Q: Are my funds protected in these accounts?
A: Yes, in most developed countries. For example, in the UK, funds are protected by the Financial Services Compensation Scheme (FSCS) up to £85,000 per eligible person, per institution. In the US, the FDIC insures deposits up to $250,000 per depositor, per insured bank, for each account ownership category. Always check the specific protection scheme in your country.
Q: Can I open multiple savings accounts?
A: Absolutely! Many people have several savings accounts, each dedicated to a different goal (e.g., one for an emergency fund, one for a house deposit, one for a vacation). This can help with organization and goal tracking.
Q: What’s the difference between an easy-access savings account and a fixed-term savings account?

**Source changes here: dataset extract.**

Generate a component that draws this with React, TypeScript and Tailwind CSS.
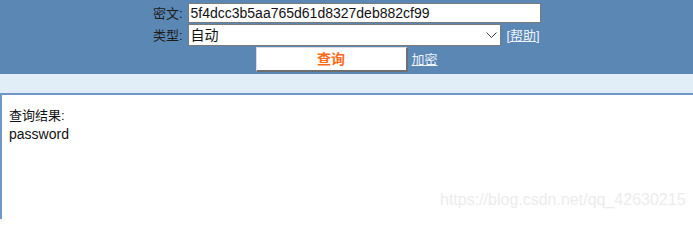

A: An easy-access account allows you to withdraw your money whenever you need it, though sometimes with a limited number of free withdrawals per month. A fixed-term account (like a CD or bond) locks your money away for a set period (e.g., 6 months, 1 year, 5 years) in exchange for a higher, guaranteed interest rate. You typically incur a penalty if you need to withdraw funds before the term ends.
Conclusion
Ultimately, the question isn't "current account or saving account," but rather "current account and saving account." Each serves a distinct and indispensable role in a well-managed financial life. Your current account empowers your daily transactions, ensuring your bills are paid and your spending is seamless. Your savings account, on the other hand, is your silent partner in wealth growth, diligently working to secure your financial future, whether for short-term goals or long-term aspirations. By understanding their individual strengths and using them strategically together, you unlock a powerful synergy that provides both immediate financial fluidity and future prosperity. Take the time to review your own banking setup; you might find that a simple adjustment can make a significant difference to your financial well-being, both today and tomorrow.